The data infrastructure could be substantially improved by exploiting emerging technologies together with new approaches to data acquisition and utilization. The infrastructure should bring together the advances in agricultural sciences with the rapidly growing capabilities of data acquisition technologies, as illustrated by “big data” and “open data” initiatives (International Life Sciences Institute, 2013; National Science Foundation, 2013; U.S. Chamber of Commerce Foundation, 2014). The increasing utilization of precision farming and mobile technologies, together with improvements in data management software, offers expanding opportunities for an integrated data infrastructure that links farm-level management decisions to site-specific bio-physical data and analytical tools to improve on-farm management and ensure food quality. This has been recently referred to as “prescriptive farming” and is seen by the industry as an opportunity to better deal with the inherent risk in farming (U.S. Chamber of Commerce, 2014).
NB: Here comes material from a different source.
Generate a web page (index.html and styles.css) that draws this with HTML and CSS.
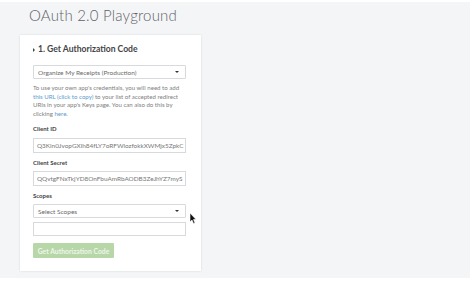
FILE: index.html
```html
<!DOCTYPE html>
<html>
<head>
<meta charset="utf-8">
<link rel="stylesheet" href="styles.css">
</head>
<body>
<div class="frame">
  <h1 class="title">OAuth 2.0 Playground</h1>
  <div class="card">
    <div class="step"><span class="caret"></span>1. Get Authorization Code</div>
    <div class="select"><span>Organize My Receipts (Production)</span><span class="arrow"></span></div>
    <p class="help">To use your own app's credentials, you will need to add<br><a>this URL (click to copy)</a> to your list of accepted redirect<br>URIs in your app's Keys page. You can also do this by<br>clicking <a>here</a>.</p>
    <div class="label first">Client ID</div>
    <div class="input">Q3Kln0JvopGXlh84fLY7oRFWlozfokkXWMjx5ZpkC</div>
    <div class="label">Client Secret</div>
    <div class="input">QQvtgFNxTkjYD8OnFbuAmRbAODB3ZeJhYZ7myS</div>
    <div class="label">Scopes</div>
    <div class="select scopes"><span>Select Scopes</span><span class="arrow"></span></div>
    <div class="input empty"></div>
    <div class="btn">Get Authorization Code</div>
    <svg class="cursor" width="8" height="11" viewBox="0 0 8 11"><path d="M1 0 L1 9 L3 7 L4.5 10.5 L6 10 L4.5 6.5 L7 6.5 Z" fill="#111" stroke="#fff" stroke-width="0.6"/></svg>
  </div>
</div>
</body>
</html>
```
FILE: styles.css
```css
html, body { margin: 0; padding: 0; background: #fff; }
body { width: 474px; height: 281px; overflow: hidden; font-family: "Lato", "Open Sans", sans-serif; }
.frame {
  width: 470px;
  height: 276px;
  margin-top: 2px;
  background: #f4f5f7;
  padding: 3px 0 0 20px;
  box-sizing: border-box;
}
.title {
  margin: 0 0 0 9px;
  font-weight: 300;
  font-size: 15px;
  line-height: 20px;
  color: #5f6368;
  letter-spacing: 0.2px;
}
.card {
  position: relative;
  margin-top: 10px;
  width: 181px;
  height: 236px;
  background: #fff;
  box-shadow: 0 0 2px rgba(0,0,0,0.12);
  box-sizing: border-box;
  padding: 9px 15px 0 13px;
}
.step {
  font-size: 8.6px;
  font-weight: 700;
  color: #444;
  height: 11px;
  line-height: 11px;
  display: flex;
  align-items: center;
}
.caret {
  width: 0; height: 0;
  border-left: 2.5px solid #444;
  border-top: 2px solid transparent;
  border-bottom: 2px solid transparent;
  margin-right: 3px;
}
.select {
  margin-top: 10px;
  height: 14px;
  border: 1px solid #d7d9dc;
  border-radius: 1px;
  box-sizing: border-box;
  display: flex;
  align-items: center;
  justify-content: space-between;
  padding: 0 6px 0 4px;
  font-size: 6.5px;
  color: #6a6a6a;
}
.arrow {
  width: 0; height: 0;
  border-top: 2.5px solid #333;
  border-left: 2px solid transparent;
  border-right: 2px solid transparent;
}
.help {
  margin: 5px 0 0 0;
  font-size: 6.1px;
  line-height: 8.5px;
  color: #808080;
  white-space: nowrap;
}
.help a { color: #5b9bd0; }
.label {
  margin-top: 6px;
  font-size: 6px;
  font-weight: 700;
  color: #444;
  line-height: 8px;
}
.label.first { margin-top: 7px; }
.input {
  margin-top: 4px;
  height: 15px;
  border: 1px solid #d7d9dc;
  box-sizing: border-box;
  font-size: 6.4px;
  color: #777;
  line-height: 13px;
  padding: 0 3px;
  overflow: hidden;
  white-space: nowrap;
}
.label.first + .input { margin-top: 5px; }
.scopes { margin-top: 4px; height: 14px; }
.input.empty { margin-top: 4px; height: 14px; }
.btn {
  margin-top: 7px;
  width: 81px;
  height: 15px;
  background: #b7d7a8;
  color: #eef6ea;
  font-size: 6.8px;
  font-weight: 700;
  display: flex;
  align-items: center;
  justify-content: center;
  border-radius: 1px;
}
.cursor { position: absolute; left: 169px; top: 178px; }
```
This data can also be integrated with public data at the landscape scale for research and policy analysis. Analytical tools using data at the landscape scale could provide the improved understanding needed to support science-based policy and sustainable management.

Much of this growing volume of new data is private—for example, information about where and when agricultural operations occur, and their impacts—but there is also a growing amount of public data, such as remotely-sensed satellite data. A critical feature of the new infrastructure is that it must be able to measure, store, manage, and integrate both private and public data in ways that respect the privacy of individuals while enabling diverse stakeholders to benefit from improved information and analyses. We envisage private-public partnerships that could ease the burden of reporting, support the development and testing of data systems that improve farm-level management and food quality, and contribute to the goals of science-based policy.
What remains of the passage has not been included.